Thursday, September 17, 2009

Filled Under: ,

We over-hired: Infosys COO

Infosys Technologies Ltd, India's second-ranked software exporter, said the business environment is challenging and clients are cautious in spending, although pressure for price cuts has eased.

The company, which employs more than 100,000 people, is not seeing any reason to accelerate hiring at this point of time due to the uncertain business environment, Chief Operating Officer Shibulal said.

" We are very honestly over-hired ," he said. "There is a very slight blip of activity, but there is nothing to tell me it (a recovery) is secular in nature."

Hopes of a pick-up in demand for outsourcing, which had been hit by the global downturn, increased after major Indian IT firms including Infosys beat street estimates in their April-June earnings and announced some large deals in the recent months.

But Infosys officials said that decision making by clients continued to be slow. "The situation is still quite challenging," S D Shibulal said. "If you look at our customers, they are not really seeing any increase on their revenue side. And because they are not seeing any increase on their revenue side, they will continue to be concerned."

The head of Nasscom, India's leading IT industry lobby, said signs of recovery in the United States were yet to translate into real business growth for outsourcing firms, though a pick-up was expected in the second half of the year.

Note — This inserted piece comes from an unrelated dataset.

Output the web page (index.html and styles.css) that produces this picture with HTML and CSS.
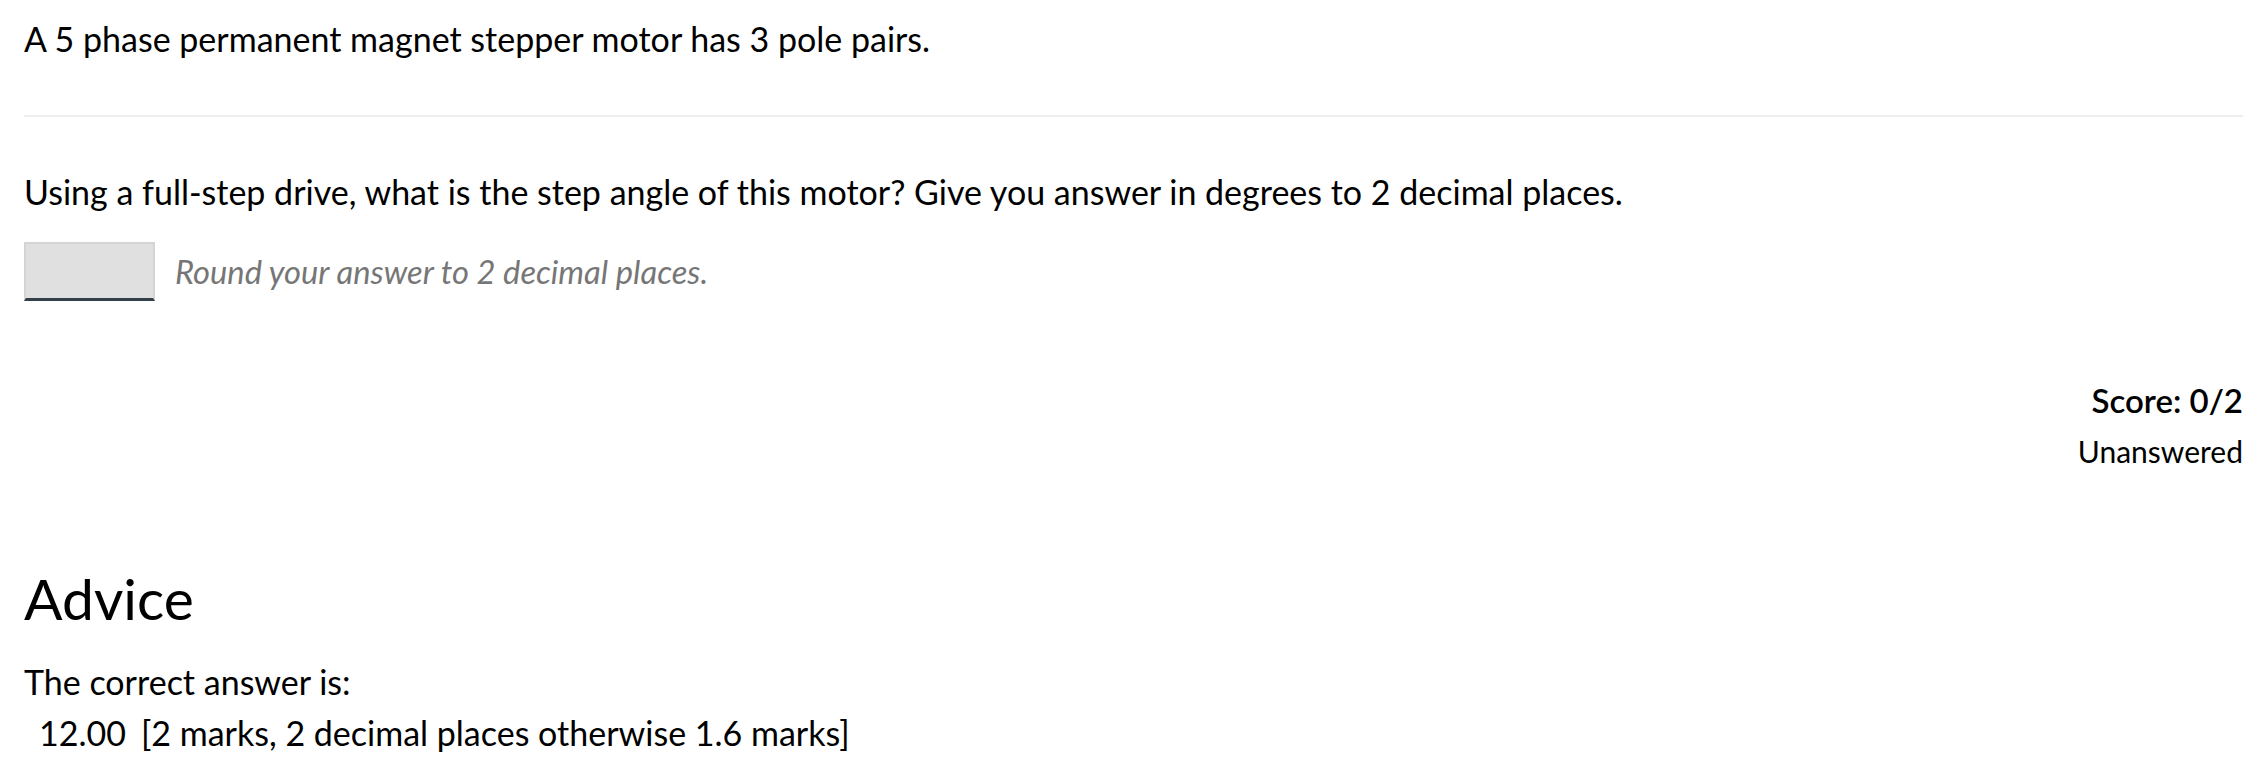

Infosys Chief Executive S Gopalakrishnan said he expected technology spending by the company's clients to be flat in 2010 from the previous year. Ahead of the news, shares in the company valued at about $27 billion, closed up 0.9 per cent, underperforming a 1.5 per cent rise in the benchmark index. The company's shares have doubled so far in 2009, outperforming a 70 per cent rise in the broader market.

Large deals yet to come
Infosys has forecast its first annual revenue fall for the year to March 2010 on demand for fee cuts by its overseas clients. Most negotiations with clients on price cuts was over and the company was not seeing a second round of such talks, Shibulal said, but large deal flows were yet to resume.

"Overall, deals above $500 million which used to be there before the downturn, they have not reappeared in significant manner," he said. Infosys and local rivals Tata Consultancy Services and Wipro last month won IT services contracts from oil and gas major BP Plc.

Shibulal said Infosys' share of the contract was worth $116 million over five years.